For a bi-invariant metric on a matrix Lie group, the exponential map from Riemannian geometry coincides with group exponential, which matches the matrix exponential.

Baker-Campbell-Hausdorff (BCH) Formula:

\[\exp(X) \cdot \exp(Y) = \exp(Z)\]

has solution $Z = X + Y + \frac{1}{2}[X, Y] + \frac{1}{12}([X, [X, Y]] - [Y, [X, Y]]) + \dots$

If $G$ is compact and connected, then:

  • The exponential map \[\exp: \mathfrak{g} \rightarrow G\]

    is surjective: every group element $g \in G$ can be written as $g = \exp(X)$ for some $X \in \mathfrak{g}$.

So the Lie algebra's exponential map reaches all of $G$.

Let

  • $G,H$ be Lie groups,
  • $\Phi: G \rightarrow H$ be a Lie group homomorphism,
  • $\mathfrak{g} = T_eG$, $\mathfrak{h}=T_{e_H}H$ their Lie algebras
  • $\varphi = d\Phi(e): \mathfrak{g} \rightarrow \mathfrak{h}$ the derivative at the identity.

Then:

\[\Phi \circ \exp_G = \exp_H \circ \varphi\]


This shows that the exponential map is "intrinsic." If you translate a problem from one group to another (e.g., representation theory), the exponential map translates perfectly with it.

SE(3) Group

Definition.

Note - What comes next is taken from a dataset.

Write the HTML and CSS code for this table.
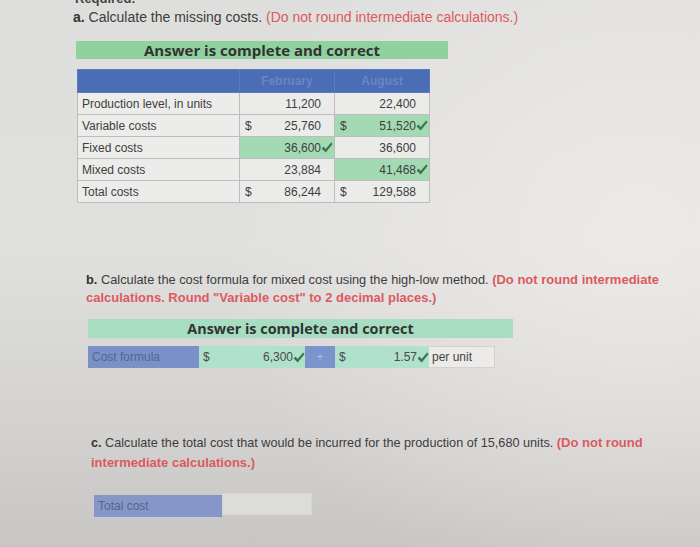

An element of $\mathrm{SE}(3)$ is a rigid-body transformation represented by the pair $(R,x)$.
  • $R \in \mathrm{SO}(3)$ is the rotation matrix.
  • $x \in \mathbb{R}^3$ is the translation vector.

It acts on a point $p \in \mathbb{R}^3$ via the transformation:

$$ (R,x) \cdot p = Rp + x $$

As a manifold, $\mathrm{SE}(3)$ is $\mathrm{SO}(3) \times \mathbb{R}^3$, so the degree-of-freedom is $6$.